Airlines have drastically cut back their route networks, and expect a recovery to take several years. Unfortunately this has caused layoffs at many airlines. Among those employees who are sticking around at airlines, some creative arrangements are needed to keep people efficiently employed.
Well, Qatar Airways seems to have a creative solution for keeping some cabin crew busy in the coming months…
In this post:
Qatar Airways flight attendants take on call center positions
Qatar Airways has asked select cabin crew to work in the company’s call centers, including managing some social channels. This is a three month job assignment that starts on August 2.
As the assignment is described, the company is continuing to navigate the effects of the COVID-19 pandemic, and this has caused the demands of customers to change.
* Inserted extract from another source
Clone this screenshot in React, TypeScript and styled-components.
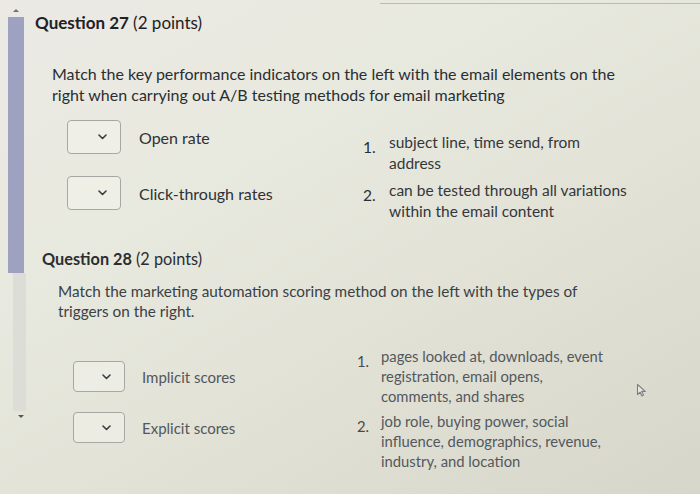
import styled, { createGlobalStyle } from "styled-components"

const GlobalStyle = createGlobalStyle`
  html, body {
    margin: 0;
    padding: 0;
  }
  body {
    font-family: Lato, "Noto Sans", "Liberation Sans", sans-serif;
  }
`

const Page = styled.div`
  /* the quiz page with its scroll track on the left */
  position: relative;
  display: flex;
  width: 700px;
  height: 494px;
  overflow: hidden;
  background: linear-gradient(150deg, #ece9e5 0%, #e8e9de 35%, #e2e2d7 60%, #d6d6ca 100%);
`

const TopEdge = styled.div`
  position: absolute;
  top: 3px;
  left: 380px;
  right: 0;
  height: 1px;
  background: #b9bab2;
`

const ScrollTrack = styled.div`
  display: flex;
  flex-direction: column;
  align-items: center;
  width: 16px;
  height: 412px;
  margin: 6px 0 0 8px;
  flex-shrink: 0;
`

const Arrow = styled.div<{ $down?: boolean }>`
  width: 0;
  height: 0;
  border-left: 3px solid transparent;
  border-right: 3px solid transparent;
  ${(p) =>
    p.$down
      ? "border-top: 3px solid #55565c; margin: 4px 0 0 10px;"
      : "border-bottom: 3px solid #6f7077; margin: 3px 0 5px 0;"}
`

const Thumb = styled.div`
  width: 16px;
  height: 256px;
  background: #9ea1bf;
`

const TrackRest = styled.div`
  flex: 1;
  width: 13px;
  margin-left: 6px;
  background: #dcddd6;
`

const Content = styled.div`
  flex: 1;
  display: flex;
  flex-direction: column;
`

const Section = styled.section<{ $indent: number; $gap: number }>`
  padding-left: ${(p) => p.$indent}px;
  margin-top: ${(p) => p.$gap}px;
`

const Heading = styled.h2<{ $size: number; $color: string }>`
  margin: 0;
  font-size: ${(p) => p.$size}px;
  line-height: 22px;
  font-weight: 700;
  color: ${(p) => p.$color};

  span {
    font-weight: 400;
  }
`

const Prompt = styled.p<{ $size: number; $lh: number; $indent: number; $top: number; $color: string }>`
  margin: ${(p) => p.$top}px 0 0 ${(p) => p.$indent}px;
  font-size: ${(p) => p.$size}px;
  line-height: ${(p) => p.$lh}px;
  color: ${(p) => p.$color};
`

const MatchArea = styled.div<{ $indent: number; $top: number; $leftWidth: number }>`
  display: grid;
  grid-template-columns: ${(p) => p.$leftWidth}px 1fr;
  align-items: start;
  margin: ${(p) => p.$top}px 0 0 ${(p) => p.$indent}px;
`

const LeftList = styled.div<{ $gap: number; $pad: number }>`
  display: flex;
  flex-direction: column;
  gap: ${(p) => p.$gap}px;
  padding-top: ${(p) => p.$pad}px;
`

const LeftRow = styled.div<{ $gap: number }>`
  display: flex;
  align-items: center;
  gap: ${(p) => p.$gap}px;
`

const SelectBox = styled.div<{ $w: number; $h: number }>`
  display: flex;
  align-items: center;
  justify-content: flex-end;
  box-sizing: border-box;
  width: ${(p) => p.$w}px;
  height: ${(p) => p.$h}px;
  padding-right: 13px;
  border: 1px solid #a7a8a3;
  border-radius: 4px;
  background: rgba(246, 246, 240, 0.45);
`

const Label = styled.span<{ $size: number; $color: string }>`
  font-size: ${(p) => p.$size}px;
  color: ${(p) => p.$color};
`

const RightList = styled.ol<{ $gap: number; $pad: number }>`
  display: flex;
  flex-direction: column;
  gap: ${(p) => p.$gap}px;
  margin: 0;
  padding: ${(p) => p.$pad}px 0 0 0;
  list-style: none;
`

const Answer = styled.li<{ $size: number; $lh: number; $color: string; $numWidth: number; $textWidth: number }>`
  display: grid;
  grid-template-columns: ${(p) => p.$numWidth}px ${(p) => p.$textWidth}px;
  font-size: ${(p) => p.$size}px;
  line-height: ${(p) => p.$lh}px;
  color: ${(p) => p.$color};
`

const Num = styled.span<{ $color: string }>`
  padding-top: 5px;
  color: ${(p) => p.$color};
`

const Pointer = styled.svg`
  position: absolute;
  left: 636px;
  top: 383px;
`

const Chevron = () => (
  <svg width="9" height="6" viewBox="0 0 9 6">
    <path d="M1 1l3.5 3.5L8 1" fill="none" stroke="#3a3d42" strokeWidth="1.6" strokeLinecap="round" strokeLinejoin="round" />
  </svg>
)

type Look = {
  indent: number
  gap: number
  head: { size: number; color: string }
  prompt: { size: number; lh: number; indent: number; top: number; color: string }
  area: { indent: number; top: number; leftWidth: number }
  left: { gap: number; pad: number; labelGap: number; w: number; h: number; size: number; color: string }
  right: { gap: number; pad: number; size: number; lh: number; color: string; num: string; numWidth: number; textWidth: number }
}

type QuestionProps = {
  number: number
  points: number
  prompt: string[]
  prompts: string[]
  answers: string[][]
  look: Look
}

const Question = ({ number, points, prompt, prompts, answers, look }: QuestionProps) => (
  <Section $indent={look.indent} $gap={look.gap}>
    <Heading $size={look.head.size} $color={look.head.color}>
      Question {number} <span>({points} points)</span>
    </Heading>
    <Prompt
      $size={look.prompt.size}
      $lh={look.prompt.lh}
      $indent={look.prompt.indent}
      $top={look.prompt.top}
      $color={look.prompt.color}
    >
      {prompt.map((line, i) => (
        <span key={i}>
          {line}
          {i < prompt.length - 1 && <br />}
        </span>
      ))}
    </Prompt>
    <MatchArea $indent={look.area.indent} $top={look.area.top} $leftWidth={look.area.leftWidth}>
      <LeftList $gap={look.left.gap} $pad={look.left.pad}>
        {prompts.map((p) => (
          <LeftRow key={p} $gap={look.left.labelGap}>
            <SelectBox $w={look.left.w} $h={look.left.h}>
              <Chevron />
            </SelectBox>
            <Label $size={look.left.size} $color={look.left.color}>
              {p}
            </Label>
          </LeftRow>
        ))}
      </LeftList>
      <RightList $gap={look.right.gap} $pad={look.right.pad}>
        {answers.map((lines, i) => (
          <Answer
            key={i}
            $size={look.right.size}
            $lh={look.right.lh}
            $color={look.right.color}
            $numWidth={look.right.numWidth}
            $textWidth={look.right.textWidth}
          >
            <Num $color={look.right.num}>{i + 1}.</Num>
            <span>
              {lines.map((line, j) => (
                <span key={j}>
                  {line}
                  {j < lines.length - 1 && <br />}
                </span>
              ))}
            </span>
          </Answer>
        ))}
      </RightList>
    </MatchArea>
  </Section>
)

const look27: Look = {
  indent: 11,
  gap: 12,
  head: { size: 17, color: "#1e2125" },
  prompt: { size: 16, lh: 21, indent: 17, top: 29, color: "#2a2e33" },
  area: { indent: 32, top: 15, leftWidth: 296 },
  left: { gap: 22, pad: 0, labelGap: 18, w: 54, h: 34, size: 16, color: "#2d3136" },
  right: { gap: 6, pad: 12, size: 15.5, lh: 21, color: "#33373c", num: "#2b2e33", numWidth: 26, textWidth: 270 },
}

const look28: Look = {
  indent: 18,
  gap: 26,
  head: { size: 16.3, color: "#2a2d32" },
  prompt: { size: 15.3, lh: 20, indent: 16, top: 11, color: "#3b4045" },
  area: { indent: 31, top: 25, leftWidth: 284 },
  left: { gap: 20, pad: 15, labelGap: 17, w: 52, h: 31, size: 15, color: "#52575c" },
  right: { gap: 5, pad: 0, size: 14.8, lh: 20, color: "#53585d", num: "#45494e", numWidth: 24, textWidth: 260 },
}

const App = () => {
  return (
    <Page>
      <GlobalStyle />
      <TopEdge />
      <ScrollTrack>
        <Arrow />
        <Thumb />
        <TrackRest />
        <Arrow $down />
      </ScrollTrack>
      <Content>
        <Question
          number={27}
          points={2}
          prompt={[
            "Match the key performance indicators on the left with the email elements on the",
            "right when carrying out A/B testing methods for email marketing",
          ]}
          prompts={["Open rate", "Click-through rates"]}
          answers={[
            ["subject line, time send, from", "address"],
            ["can be tested through all variations", "within the email content"],
          ]}
          look={look27}
        />
        <Question
          number={28}
          points={2}
          prompt={[
            "Match the marketing automation scoring method on the left with the types of",
            "triggers on the right.",
          ]}
          prompts={["Implicit scores", "Explicit scores"]}
          answers={[
            ["pages looked at, downloads, event", "registration, email opens,", "comments, and shares"],
            ["job role, buying power, social", "influence, demographics, revenue,", "industry, and location"],
          ]}
          look={look28}
        />
      </Content>
      <Pointer width="12" height="14" viewBox="0 0 12 14">
        <path d="M1.5 1.5v10l2.6-2.4 1.8 3.8 1.6-.8-1.8-3.7h3.6z" fill="#e9e9e2" stroke="#7d7e80" strokeWidth="1.1" strokeLinejoin="round" />
      </Pointer>
    </Page>
  )
}

export default App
The company’s commitment to the customer experience remains, both on the ground and in the air. As a result, the company needs added support in call centers.
Cabin crew who have taken on this assignment will undergo a training course on August 2, before starting their assignment. They’ll be working nine hour shifts (with breaks) five days per week, and schedules will vary, since the call center operates 24/7.
The company markets this as offering the added benefit of:
- Learning new skills in reservations and ticketing
- Developing new expertise in customer service
- Having a new perspective on a different side of the customer journey
- Offering training in the areas of data protection and data privacy
In light of the pandemic, it’s expected that those working in the call centers will have to wear masks, and workstations will also have to be properly distanced.
This is creative… I guess?
I commend Qatar Airways for trying to shift resources during the pandemic in a way that helps customers. The current pandemic sure has exposed just how outdated airline technology is, and the limited capacity for customers to self-serve reservations online.
At many airlines it’s almost impossible to get through to someone by phone, so there’s no denying that airlines need more people in call centers than in other roles right now.
That being said, is a short training course really sufficient to get flight attendants up to speed on working in a call center? Arguably airline reservations is a fairly skilled job, and there are lots of rules to be aware of.
Consumers already have a hard enough time getting correct answers from reservations agents who have been working in such a role for a decade (hence the “hang up and call again” tactic), so I can only imagine how this will be when you get someone who is on the job for the first day.
I’ll be very curious to see how this situation works out for Qatar Airways.
Some Qatar Airways cabin crew have accepted a three month assignment to work in the call center, starting this month. The good news is that your next call to Qatar Airways may be answered more quickly, while the bad news is that you may get an agent who is especially unknowledgeable, though no fault of their own.
How do you think this will work out for Qatar Airways?